#### [The exercise]
How many lines in the records below hold the string "full"? Answer with the number alone.
:: Supplied data ::
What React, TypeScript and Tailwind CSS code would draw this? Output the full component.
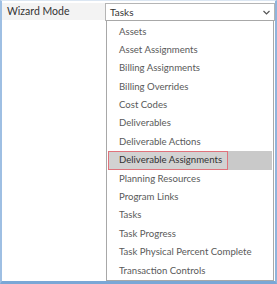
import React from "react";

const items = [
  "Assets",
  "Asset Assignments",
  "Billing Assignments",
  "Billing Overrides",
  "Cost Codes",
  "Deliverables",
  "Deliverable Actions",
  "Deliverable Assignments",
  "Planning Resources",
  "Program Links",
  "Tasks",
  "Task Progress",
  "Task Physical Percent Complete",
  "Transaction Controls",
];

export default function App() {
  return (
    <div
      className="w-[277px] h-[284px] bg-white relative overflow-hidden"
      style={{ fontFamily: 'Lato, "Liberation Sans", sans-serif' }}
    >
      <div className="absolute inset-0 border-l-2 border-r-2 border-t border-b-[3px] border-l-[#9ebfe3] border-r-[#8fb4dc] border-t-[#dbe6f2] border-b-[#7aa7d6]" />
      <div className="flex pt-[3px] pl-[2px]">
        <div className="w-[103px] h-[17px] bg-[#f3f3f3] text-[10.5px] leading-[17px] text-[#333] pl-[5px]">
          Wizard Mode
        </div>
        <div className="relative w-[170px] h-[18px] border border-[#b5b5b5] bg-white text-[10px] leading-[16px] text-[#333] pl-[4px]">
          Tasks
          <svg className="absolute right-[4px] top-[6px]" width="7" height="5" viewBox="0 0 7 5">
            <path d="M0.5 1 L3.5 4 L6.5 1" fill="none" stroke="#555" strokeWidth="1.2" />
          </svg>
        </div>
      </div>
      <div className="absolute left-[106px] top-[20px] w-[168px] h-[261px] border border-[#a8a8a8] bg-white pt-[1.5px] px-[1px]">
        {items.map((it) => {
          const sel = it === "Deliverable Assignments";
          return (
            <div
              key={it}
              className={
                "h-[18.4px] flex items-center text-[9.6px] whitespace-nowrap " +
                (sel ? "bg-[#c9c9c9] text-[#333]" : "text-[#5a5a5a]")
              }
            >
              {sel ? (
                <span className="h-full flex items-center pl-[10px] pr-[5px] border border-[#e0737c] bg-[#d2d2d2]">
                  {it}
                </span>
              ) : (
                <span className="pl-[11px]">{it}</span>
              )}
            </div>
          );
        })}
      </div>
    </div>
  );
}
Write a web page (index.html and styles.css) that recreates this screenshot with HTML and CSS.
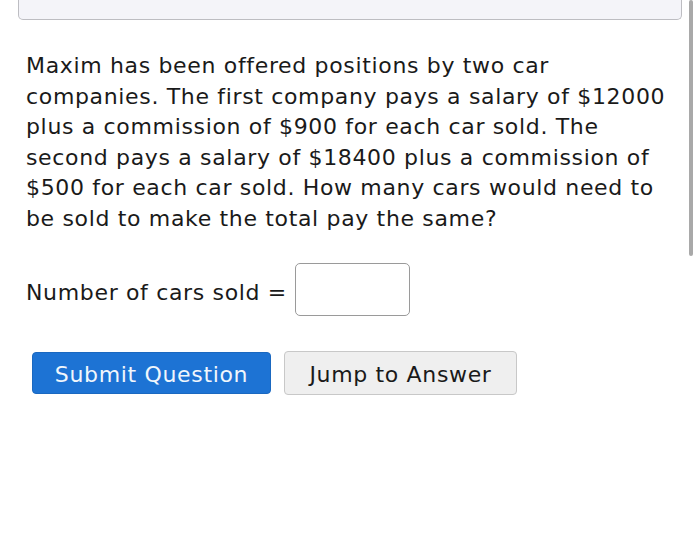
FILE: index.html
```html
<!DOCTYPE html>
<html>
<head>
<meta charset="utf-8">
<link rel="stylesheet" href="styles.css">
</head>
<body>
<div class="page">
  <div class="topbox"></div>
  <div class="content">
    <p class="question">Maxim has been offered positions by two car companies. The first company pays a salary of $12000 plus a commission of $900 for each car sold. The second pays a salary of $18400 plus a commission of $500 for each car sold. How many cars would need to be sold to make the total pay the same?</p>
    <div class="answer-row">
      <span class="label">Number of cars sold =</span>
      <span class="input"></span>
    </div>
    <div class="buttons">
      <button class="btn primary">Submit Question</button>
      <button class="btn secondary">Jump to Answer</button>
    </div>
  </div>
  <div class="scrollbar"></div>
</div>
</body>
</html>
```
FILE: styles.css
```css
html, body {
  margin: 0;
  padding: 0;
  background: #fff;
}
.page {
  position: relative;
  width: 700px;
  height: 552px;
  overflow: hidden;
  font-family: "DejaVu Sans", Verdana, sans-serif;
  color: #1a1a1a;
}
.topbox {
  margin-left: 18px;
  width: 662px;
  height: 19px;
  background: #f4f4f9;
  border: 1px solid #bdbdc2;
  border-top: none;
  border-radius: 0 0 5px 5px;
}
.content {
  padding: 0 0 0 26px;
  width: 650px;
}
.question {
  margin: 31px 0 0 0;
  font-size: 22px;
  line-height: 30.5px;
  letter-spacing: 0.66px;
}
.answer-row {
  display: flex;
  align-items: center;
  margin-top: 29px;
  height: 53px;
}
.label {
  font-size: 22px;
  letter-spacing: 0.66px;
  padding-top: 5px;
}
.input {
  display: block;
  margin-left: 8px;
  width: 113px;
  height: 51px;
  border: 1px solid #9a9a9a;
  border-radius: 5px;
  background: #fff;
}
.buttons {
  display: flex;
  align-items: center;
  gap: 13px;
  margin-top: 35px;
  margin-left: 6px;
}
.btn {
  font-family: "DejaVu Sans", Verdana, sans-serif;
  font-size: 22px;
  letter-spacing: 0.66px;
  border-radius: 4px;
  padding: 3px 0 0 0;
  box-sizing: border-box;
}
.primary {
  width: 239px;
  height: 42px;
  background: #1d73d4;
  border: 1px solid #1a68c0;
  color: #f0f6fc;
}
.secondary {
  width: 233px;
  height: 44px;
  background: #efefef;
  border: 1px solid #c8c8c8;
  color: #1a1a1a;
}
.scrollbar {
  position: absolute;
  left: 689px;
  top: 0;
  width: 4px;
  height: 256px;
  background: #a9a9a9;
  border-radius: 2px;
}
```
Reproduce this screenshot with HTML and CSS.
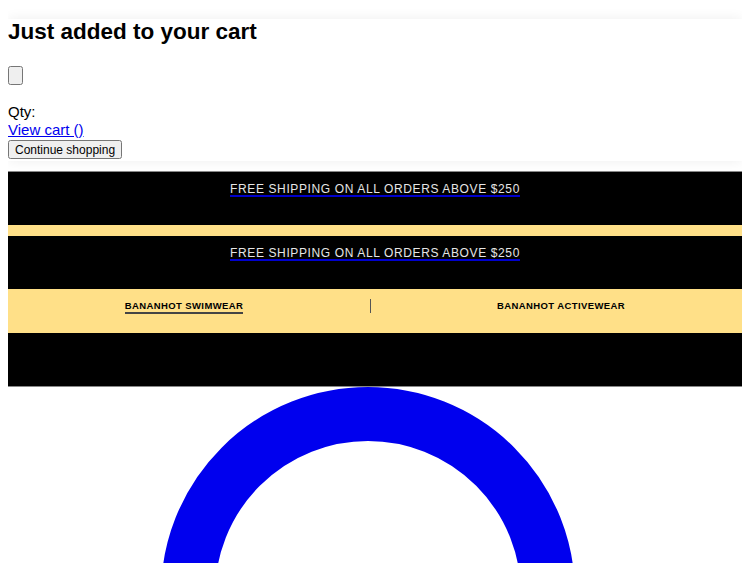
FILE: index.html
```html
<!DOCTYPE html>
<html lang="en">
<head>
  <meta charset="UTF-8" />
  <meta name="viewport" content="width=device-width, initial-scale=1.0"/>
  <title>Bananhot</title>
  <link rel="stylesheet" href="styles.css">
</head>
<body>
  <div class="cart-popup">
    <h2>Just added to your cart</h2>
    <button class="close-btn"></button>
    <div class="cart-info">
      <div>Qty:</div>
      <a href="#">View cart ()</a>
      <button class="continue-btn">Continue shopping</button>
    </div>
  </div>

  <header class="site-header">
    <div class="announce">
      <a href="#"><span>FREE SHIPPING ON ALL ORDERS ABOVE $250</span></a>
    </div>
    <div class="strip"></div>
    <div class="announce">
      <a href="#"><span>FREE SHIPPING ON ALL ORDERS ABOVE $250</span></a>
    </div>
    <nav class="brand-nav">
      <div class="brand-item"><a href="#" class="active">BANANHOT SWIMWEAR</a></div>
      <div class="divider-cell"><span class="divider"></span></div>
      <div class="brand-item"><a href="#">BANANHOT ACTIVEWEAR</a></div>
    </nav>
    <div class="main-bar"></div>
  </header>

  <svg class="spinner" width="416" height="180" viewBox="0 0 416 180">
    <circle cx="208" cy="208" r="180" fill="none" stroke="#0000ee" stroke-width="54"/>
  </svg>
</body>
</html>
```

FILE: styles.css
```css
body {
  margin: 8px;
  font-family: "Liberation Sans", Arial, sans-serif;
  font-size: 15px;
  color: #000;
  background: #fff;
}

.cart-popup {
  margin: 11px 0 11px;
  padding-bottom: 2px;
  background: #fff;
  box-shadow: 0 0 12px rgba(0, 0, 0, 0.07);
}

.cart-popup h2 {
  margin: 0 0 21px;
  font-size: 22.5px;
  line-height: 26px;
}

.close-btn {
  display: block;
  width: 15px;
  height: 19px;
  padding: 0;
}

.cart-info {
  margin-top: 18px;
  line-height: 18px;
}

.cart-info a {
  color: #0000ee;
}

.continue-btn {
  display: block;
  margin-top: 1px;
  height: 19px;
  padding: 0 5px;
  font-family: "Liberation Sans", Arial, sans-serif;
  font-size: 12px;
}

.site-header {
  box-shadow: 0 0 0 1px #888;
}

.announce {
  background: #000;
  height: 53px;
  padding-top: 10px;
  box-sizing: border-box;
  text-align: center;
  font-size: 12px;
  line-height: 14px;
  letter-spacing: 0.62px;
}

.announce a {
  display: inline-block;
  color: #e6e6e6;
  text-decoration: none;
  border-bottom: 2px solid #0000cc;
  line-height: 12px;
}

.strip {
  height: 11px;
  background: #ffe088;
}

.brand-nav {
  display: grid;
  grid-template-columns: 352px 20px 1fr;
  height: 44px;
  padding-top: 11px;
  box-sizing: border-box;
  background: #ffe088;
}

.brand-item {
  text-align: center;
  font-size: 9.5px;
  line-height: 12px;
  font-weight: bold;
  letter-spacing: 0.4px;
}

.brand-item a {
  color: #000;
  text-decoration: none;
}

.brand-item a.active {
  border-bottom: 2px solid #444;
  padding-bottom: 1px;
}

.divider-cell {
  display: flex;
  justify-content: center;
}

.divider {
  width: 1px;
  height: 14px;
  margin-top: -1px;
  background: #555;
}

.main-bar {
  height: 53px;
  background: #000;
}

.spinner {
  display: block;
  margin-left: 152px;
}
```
:::
#### [Answer to the task]
2